Summer in the Saddles still brings hot and dry winds that suck the water out of any creature who braves the midday sun. Tumbleweeds roll across the landscape as they make their way to destinations unknown. The trees planted long ago by a small station named Boylston are tall and remain defiant creatures in this land of sage and sand. But those are the only constants from those old photos. The depot and the railroad have been relegated to memories and that thick feeling of history that beckons from this high outpost above the Columbia River. The sunsets and lonesome sagebrush have returned to the way things were before the railroad got here and that lonseome quiet has returned as well.

But we've got some memories and pictures of a once upon a time, when the sun sank in the west on the old electrified line.

Wednesday, May 20, 2009

Under a Watchful Gaze

In the Pacific Northwest, the Milwaukee Road had an interesting collection of branch lines with equally interesting histories.  Some were not connected to the rest of the system via Milwaukee rails, but with ferries.  Among these isolated lines was the old Bellingham Bay and British Columbia.  This was purchased by the Milwaukee to increase its footprint in the lush Pacific Northwest.  The line operated 25 miles from Bellingham to Sumas on the border with Canada.  Merger conditions that resulted from the Burlington Northern allowed the Milwaukee to do away with its car ferry and access these lines directly.  Despite the light rail, this line was known to be home to some of the Milwaukee's heaviest diesel locomotives as the fleet wore down and the seventies wore on. 

The BNSF still maintains a presence here along these old Milwaukee Lines.  Now that the paint on their locomotives has adopted an orange and black motif, perhaps one could say that not much has really changed.  Compared to other parts of the western extension, I suppose that not much has:  the rail is still in place here, and the sounds of freight trains can be heard echoing across the corn fields as they roam the small north-south line.
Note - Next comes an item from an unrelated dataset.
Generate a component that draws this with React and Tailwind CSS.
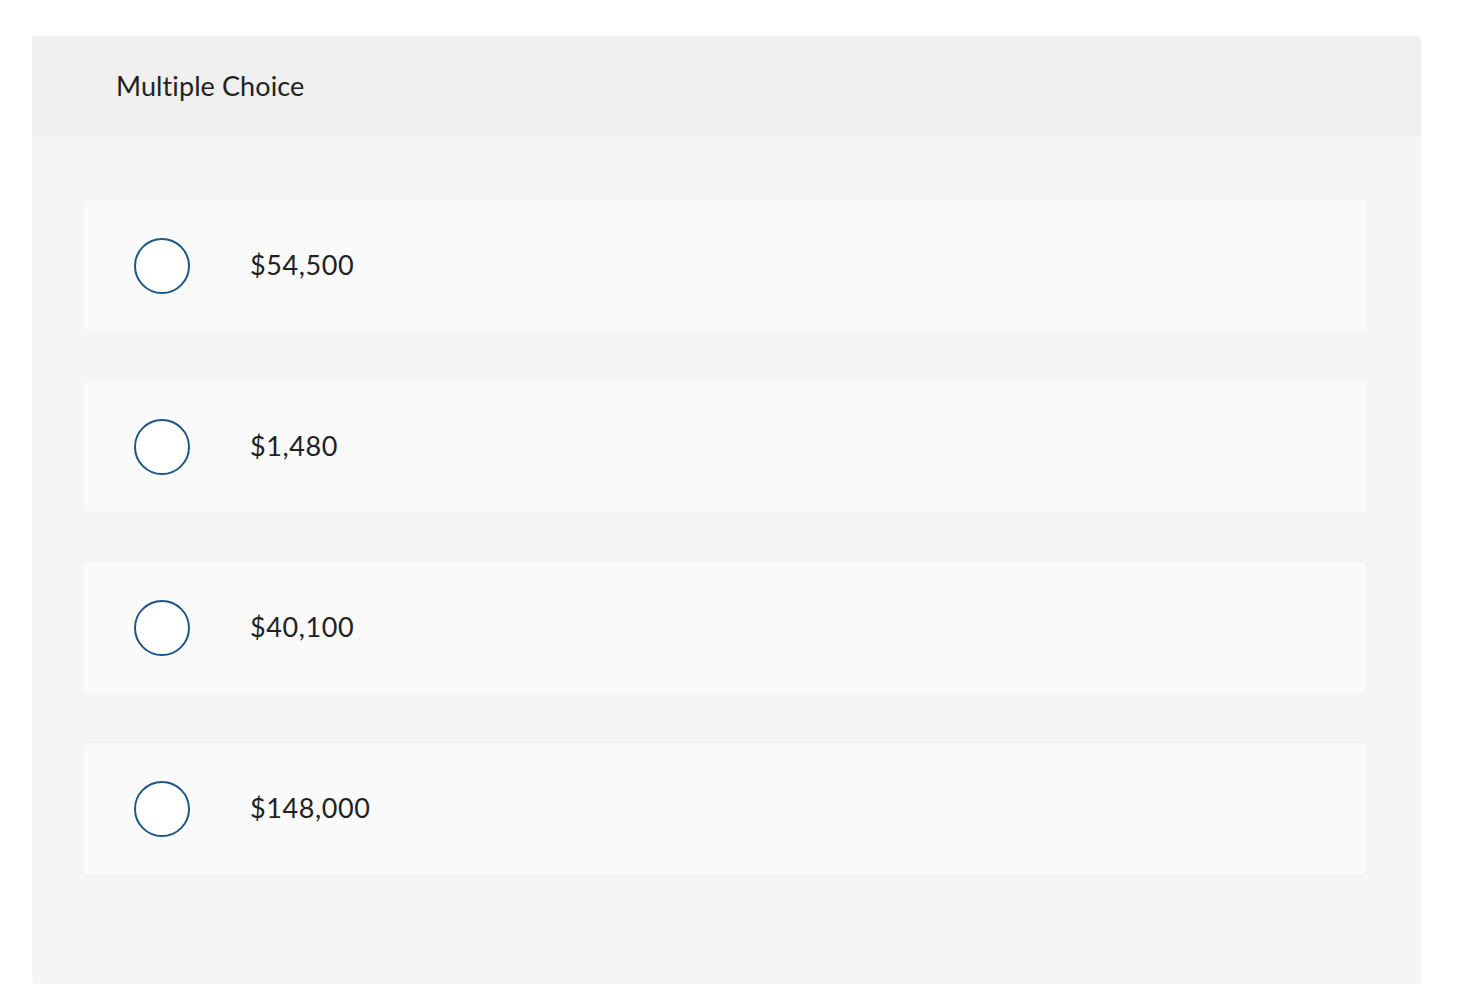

On a beautiful summer day like the one pictured, the watchful gaze of Mt. Rainier watches over the cornfields and old Milwaukee rails.  All along the Western Extension, it is the elements that exist beyond the Milwaukee that remain truly constant and seemingly unchanging.  Where rails have been pulled, towns have vanished.  In many places there remains very little evidence that the railroad was ever there.  In many places there is even less evidence of the people who lived along side it.  Nonetheless, constants like Mt. Rainier continue to dominate breathtaking scenery with which the Milwaukee shared space.  Some have argued that the Milwaukee Road traversed the most beautiful scenery on the continent.  Even off the mainlines and away from the haunts of the old electrics, scenes like this seem to bear this out.